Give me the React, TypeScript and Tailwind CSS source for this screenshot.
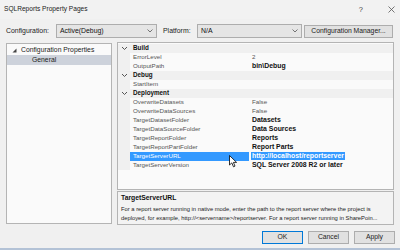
import React from "react";

type Row =
  | { kind: "cat"; name: string }
  | { kind: "prop"; name: string; value: string; bold?: boolean; sel?: boolean };

const rows: Row[] = [
  { kind: "cat", name: "Build" },
  { kind: "prop", name: "ErrorLevel", value: "2" },
  { kind: "prop", name: "OutputPath", value: "bin\\Debug", bold: true },
  { kind: "cat", name: "Debug" },
  { kind: "prop", name: "StartItem", value: "" },
  { kind: "cat", name: "Deployment" },
  { kind: "prop", name: "OverwriteDatasets", value: "False" },
  { kind: "prop", name: "OverwriteDataSources", value: "False" },
  { kind: "prop", name: "TargetDatasetFolder", value: "Datasets", bold: true },
  { kind: "prop", name: "TargetDataSourceFolder", value: "Data Sources", bold: true },
  { kind: "prop", name: "TargetReportFolder", value: "Reports", bold: true },
  { kind: "prop", name: "TargetReportPartFolder", value: "Report Parts", bold: true },
  { kind: "prop", name: "TargetServerURL", value: "http://localhost/reportserver", bold: true, sel: true },
  { kind: "prop", name: "TargetServerVersion", value: "SQL Server 2008 R2 or later", bold: true },
];

function Chevron() {
  return (
    <svg width="7" height="5" viewBox="0 0 7 5" className="block">
      <polyline points="1,1 3.5,3.5 6,1" fill="none" stroke="#555" strokeWidth="1" />
    </svg>
  );
}

function Dropdown({ text, w }: { text: string; w: string }) {
  return (
    <div className={`${w} h-[14px] border border-[#adadad] bg-[#e5e5e5] flex items-center justify-between pl-[3px] pr-[3px]`}>
      <span className="text-[6.9px] text-[#111]">{text}</span>
      <svg width="6" height="4" viewBox="0 0 6 4">
        <polyline points="0.5,0.5 3,3 5.5,0.5" fill="none" stroke="#666" strokeWidth="0.9" />
      </svg>
    </div>
  );
}

export default function App() {
  return (
    <div className="w-[400px] h-[250px] bg-[#f0f0f0] relative overflow-hidden font-['Liberation_Sans',Arial,sans-serif] text-[#111] leading-none">
      {/* Title bar */}
      <div className="h-[19px] flex items-center pl-[4px] pr-[5px] bg-[#f2f2f2]">
        <span className="text-[6.6px] text-[#222]">SQLReports Property Pages</span>
        <div className="ml-auto flex items-center gap-[25px] text-[#444]">
          <span className="text-[7.5px]">?</span>
          <svg width="7" height="7" viewBox="0 0 7 7">
            <path d="M0.5 0.5 L6.5 6.5 M6.5 0.5 L0.5 6.5" stroke="#555" strokeWidth="0.8" />
          </svg>
        </div>
      </div>

      {/* Configuration row */}
      <div className="mt-[5px] h-[14px] flex items-center pl-[6px]">
        <span className="text-[6.9px] w-[50px] text-[#222]">Configuration:</span>
        <Dropdown text="Active(Debug)" w="w-[101px]" />
        <span className="text-[6.9px] ml-[6px] w-[34px] text-[#222]">Platform:</span>
        <Dropdown text="N/A" w="w-[105px]" />
        <div className="ml-[2px] w-[89px] h-[13px] border border-[#adadad] bg-[#e1e1e1] flex items-center justify-center text-[6.8px] text-[#222]">
          Configuration Manager...
        </div>
      </div>

      {/* Main area */}
      <div className="mt-[4px] flex pl-[6px]">
        {/* Tree */}
        <div className="w-[106px] h-[181px] mt-[1px] border border-[#b4b4b4] bg-[#fafafa] pt-[1px]">
          <div className="h-[10px] flex items-center pl-[5px]">
            <svg width="5" height="5" viewBox="0 0 5 5" className="mr-[4px]">
              <polygon points="4.5,0.5 4.5,4.5 0.5,4.5" fill="#444" />
            </svg>
            <span className="text-[6.8px] text-[#222]">Configuration Properties</span>
          </div>
          <div className="h-[10px] flex items-center pl-[25px] bg-[#cdd2db]">
            <span className="text-[6.8px] text-[#222]">General</span>
          </div>
        </div>

        {/* Right column */}
        <div className="ml-[5px] w-[277px] flex flex-col">
          <div className="h-[148px] border border-[#b4b4b4] bg-[#fafafa] pt-[0.5px] relative">
            {rows.map((r, i) => (
              <div
                key={i}
                className={`h-[9px] flex items-center ${r.kind === "cat" ? "bg-[#f0f0f0]" : ""}`}
              >
                <div className="w-[12px] h-full bg-[#f0f0f0] flex items-center justify-center">
                  {r.kind === "cat" ? <Chevron /> : null}
                </div>
                {r.kind === "cat" ? (
                  <span className="pl-[3px] text-[6.3px] font-bold text-[#111]">{r.name}</span>
                ) : (
                  <>
                    <div
                      className={`w-[119px] h-full flex items-center pl-[3px] ${
                        r.sel ? "bg-[#3399ff] text-white" : "text-[#555]"
                      }`}
                    >
                      <span className="text-[6.2px]">{r.name}</span>
                    </div>
                    <div className="pl-[3px] h-full flex items-center">
                      <span
                        className={`${r.bold ? "font-bold text-[6.9px]" : "text-[6.2px]"} ${
                          r.sel ? "bg-[#3399ff] text-white px-[1px] -ml-[1px] h-[8px] flex items-center" : r.bold ? "text-[#111]" : "text-[#555]"
                        }`}
                      >
                        {r.value}
                      </span>
                    </div>
                  </>
                )}
              </div>
            ))}
            {/* mouse pointer */}
            <svg
              width="9"
              height="13"
              viewBox="0 0 9 13"
              className="absolute left-[111px] top-[112px]"
            >
              <path
                d="M0.5 0.5 L0.5 10 L2.8 7.9 L4.5 11.8 L6 11.1 L4.4 7.4 L7.6 7.4 Z"
                fill="#fff"
                stroke="#000"
                strokeWidth="0.8"
                strokeLinejoin="round"
              />
            </svg>
          </div>
          <div className="mt-[1px] h-[34px] border border-[#b4b4b4] bg-[#f3f3f3] pl-[3px] pt-[3px]">
            <div className="text-[6.8px] font-bold text-[#111] h-[9px]">TargetServerURL</div>
            <div className="text-[5.8px] text-[#222] leading-[9px] mt-[1px] whitespace-nowrap">
              For a report server running in native mode, enter the path to the report server where the project is
            </div>
            <div className="text-[5.8px] text-[#222] leading-[9px] whitespace-nowrap">
              deployed, for example, http://&lt;servername&gt;/reportserver. For a report server running in SharePoin...
            </div>
          </div>
        </div>
      </div>

      {/* Buttons */}
      <div className="mt-[6px] flex justify-end pr-[5px] gap-[5px]">
        <div className="w-[41px] h-[13px] border border-[#0078d7] bg-[#e1e1e1] flex items-center justify-center text-[6.8px] text-[#222]">
          OK
        </div>
        <div className="w-[41px] h-[13px] border border-[#adadad] bg-[#e1e1e1] flex items-center justify-center text-[6.8px] text-[#222]">
          Cancel
        </div>
        <div className="w-[41px] h-[13px] border border-[#adadad] bg-[#e1e1e1] flex items-center justify-center text-[6.8px] text-[#222]">
          Apply
        </div>
      </div>

      <div className="absolute left-0 right-0 bottom-0 h-[2px] bg-[#b3c2d6]" />
    </div>
  );
}
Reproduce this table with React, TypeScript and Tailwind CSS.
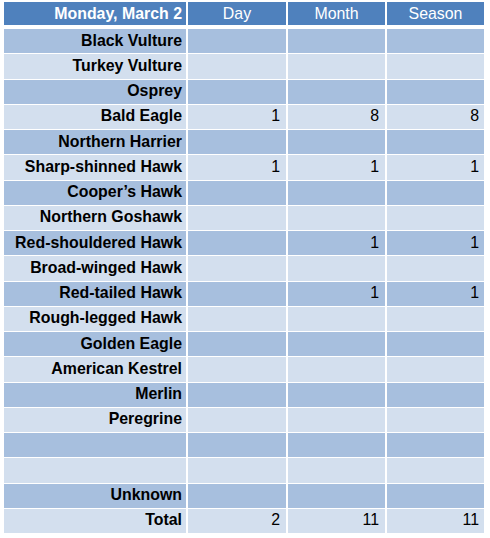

● **Aim**
The records above must be printed exactly; the pictures stay out.

● **Full solution**
Give me the React, TypeScript and Tailwind CSS source for this screenshot.
import React from "react";

type Row =
  | { kind: "cat"; name: string }
  | { kind: "prop"; name: string; value: string; bold?: boolean; sel?: boolean };

const rows: Row[] = [
  { kind: "cat", name: "Build" },
  { kind: "prop", name: "ErrorLevel", value: "2" },
  { kind: "prop", name: "OutputPath", value: "bin\\Debug", bold: true },
  { kind: "cat", name: "Debug" },
  { kind: "prop", name: "StartItem", value: "" },
  { kind: "cat", name: "Deployment" },
  { kind: "prop", name: "OverwriteDatasets", value: "False" },
  { kind: "prop", name: "OverwriteDataSources", value: "False" },
  { kind: "prop", name: "TargetDatasetFolder", value: "Datasets", bold: true },
  { kind: "prop", name: "TargetDataSourceFolder", value: "Data Sources", bold: true },
  { kind: "prop", name: "TargetReportFolder", value: "Reports", bold: true },
  { kind: "prop", name: "TargetReportPartFolder", value: "Report Parts", bold: true },
  { kind: "prop", name: "TargetServerURL", value: "http://localhost/reportserver", bold: true, sel: true },
  { kind: "prop", name: "TargetServerVersion", value: "SQL Server 2008 R2 or later", bold: true },
];

function Chevron() {
  return (
    <svg width="7" height="5" viewBox="0 0 7 5" className="block">
      <polyline points="1,1 3.5,3.5 6,1" fill="none" stroke="#555" strokeWidth="1" />
    </svg>
  );
}

function Dropdown({ text, w }: { text: string; w: string }) {
  return (
    <div className={`${w} h-[14px] border border-[#adadad] bg-[#e5e5e5] flex items-center justify-between pl-[3px] pr-[3px]`}>
      <span className="text-[6.9px] text-[#111]">{text}</span>
      <svg width="6" height="4" viewBox="0 0 6 4">
        <polyline points="0.5,0.5 3,3 5.5,0.5" fill="none" stroke="#666" strokeWidth="0.9" />
      </svg>
    </div>
  );
}

export default function App() {
  return (
    <div className="w-[400px] h-[250px] bg-[#f0f0f0] relative overflow-hidden font-['Liberation_Sans',Arial,sans-serif] text-[#111] leading-none">
      {/* Title bar */}
      <div className="h-[19px] flex items-center pl-[4px] pr-[5px] bg-[#f2f2f2]">
        <span className="text-[6.6px] text-[#222]">SQLReports Property Pages</span>
        <div className="ml-auto flex items-center gap-[25px] text-[#444]">
          <span className="text-[7.5px]">?</span>
          <svg width="7" height="7" viewBox="0 0 7 7">
            <path d="M0.5 0.5 L6.5 6.5 M6.5 0.5 L0.5 6.5" stroke="#555" strokeWidth="0.8" />
          </svg>
        </div>
      </div>

      {/* Configuration row */}
      <div className="mt-[5px] h-[14px] flex items-center pl-[6px]">
        <span className="text-[6.9px] w-[50px] text-[#222]">Configuration:</span>
        <Dropdown text="Active(Debug)" w="w-[101px]" />
        <span className="text-[6.9px] ml-[6px] w-[34px] text-[#222]">Platform:</span>
        <Dropdown text="N/A" w="w-[105px]" />
        <div className="ml-[2px] w-[89px] h-[13px] border border-[#adadad] bg-[#e1e1e1] flex items-center justify-center text-[6.8px] text-[#222]">
          Configuration Manager...
        </div>
      </div>

      {/* Main area */}
      <div className="mt-[4px] flex pl-[6px]">
        {/* Tree */}
        <div className="w-[106px] h-[181px] mt-[1px] border border-[#b4b4b4] bg-[#fafafa] pt-[1px]">
          <div className="h-[10px] flex items-center pl-[5px]">
            <svg width="5" height="5" viewBox="0 0 5 5" className="mr-[4px]">
              <polygon points="4.5,0.5 4.5,4.5 0.5,4.5" fill="#444" />
            </svg>
            <span className="text-[6.8px] text-[#222]">Configuration Properties</span>
          </div>
          <div className="h-[10px] flex items-center pl-[25px] bg-[#cdd2db]">
            <span className="text-[6.8px] text-[#222]">General</span>
          </div>
        </div>

        {/* Right column */}
        <div className="ml-[5px] w-[277px] flex flex-col">
          <div className="h-[148px] border border-[#b4b4b4] bg-[#fafafa] pt-[0.5px] relative">
            {rows.map((r, i) => (
              <div
                key={i}
                className={`h-[9px] flex items-center ${r.kind === "cat" ? "bg-[#f0f0f0]" : ""}`}
              >
                <div className="w-[12px] h-full bg-[#f0f0f0] flex items-center justify-center">
                  {r.kind === "cat" ? <Chevron /> : null}
                </div>
                {r.kind === "cat" ? (
                  <span className="pl-[3px] text-[6.3px] font-bold text-[#111]">{r.name}</span>
                ) : (
                  <>
                    <div
                      className={`w-[119px] h-full flex items-center pl-[3px] ${
                        r.sel ? "bg-[#3399ff] text-white" : "text-[#555]"
                      }`}
                    >
                      <span className="text-[6.2px]">{r.name}</span>
                    </div>
                    <div className="pl-[3px] h-full flex items-center">
                      <span
                        className={`${r.bold ? "font-bold text-[6.9px]" : "text-[6.2px]"} ${
                          r.sel ? "bg-[#3399ff] text-white px-[1px] -ml-[1px] h-[8px] flex items-center" : r.bold ? "text-[#111]" : "text-[#555]"
                        }`}
                      >
                        {r.value}
                      </span>
                    </div>
                  </>
                )}
              </div>
            ))}
            {/* mouse pointer */}
            <svg
              width="9"
              height="13"
              viewBox="0 0 9 13"
              className="absolute left-[111px] top-[112px]"
            >
              <path
                d="M0.5 0.5 L0.5 10 L2.8 7.9 L4.5 11.8 L6 11.1 L4.4 7.4 L7.6 7.4 Z"
                fill="#fff"
                stroke="#000"
                strokeWidth="0.8"
                strokeLinejoin="round"
              />
            </svg>
          </div>
          <div className="mt-[1px] h-[34px] border border-[#b4b4b4] bg-[#f3f3f3] pl-[3px] pt-[3px]">
            <div className="text-[6.8px] font-bold text-[#111] h-[9px]">TargetServerURL</div>
            <div className="text-[5.8px] text-[#222] leading-[9px] mt-[1px] whitespace-nowrap">
              For a report server running in native mode, enter the path to the report server where the project is
            </div>
            <div className="text-[5.8px] text-[#222] leading-[9px] whitespace-nowrap">
              deployed, for example, http://&lt;servername&gt;/reportserver. For a report server running in SharePoin...
            </div>
          </div>
        </div>
      </div>

      {/* Buttons */}
      <div className="mt-[6px] flex justify-end pr-[5px] gap-[5px]">
        <div className="w-[41px] h-[13px] border border-[#0078d7] bg-[#e1e1e1] flex items-center justify-center text-[6.8px] text-[#222]">
          OK
        </div>
        <div className="w-[41px] h-[13px] border border-[#adadad] bg-[#e1e1e1] flex items-center justify-center text-[6.8px] text-[#222]">
          Cancel
        </div>
        <div className="w-[41px] h-[13px] border border-[#adadad] bg-[#e1e1e1] flex items-center justify-center text-[6.8px] text-[#222]">
          Apply
        </div>
      </div>

      <div className="absolute left-0 right-0 bottom-0 h-[2px] bg-[#b3c2d6]" />
    </div>
  );
}
Reproduce this table with React, TypeScript and Tailwind CSS.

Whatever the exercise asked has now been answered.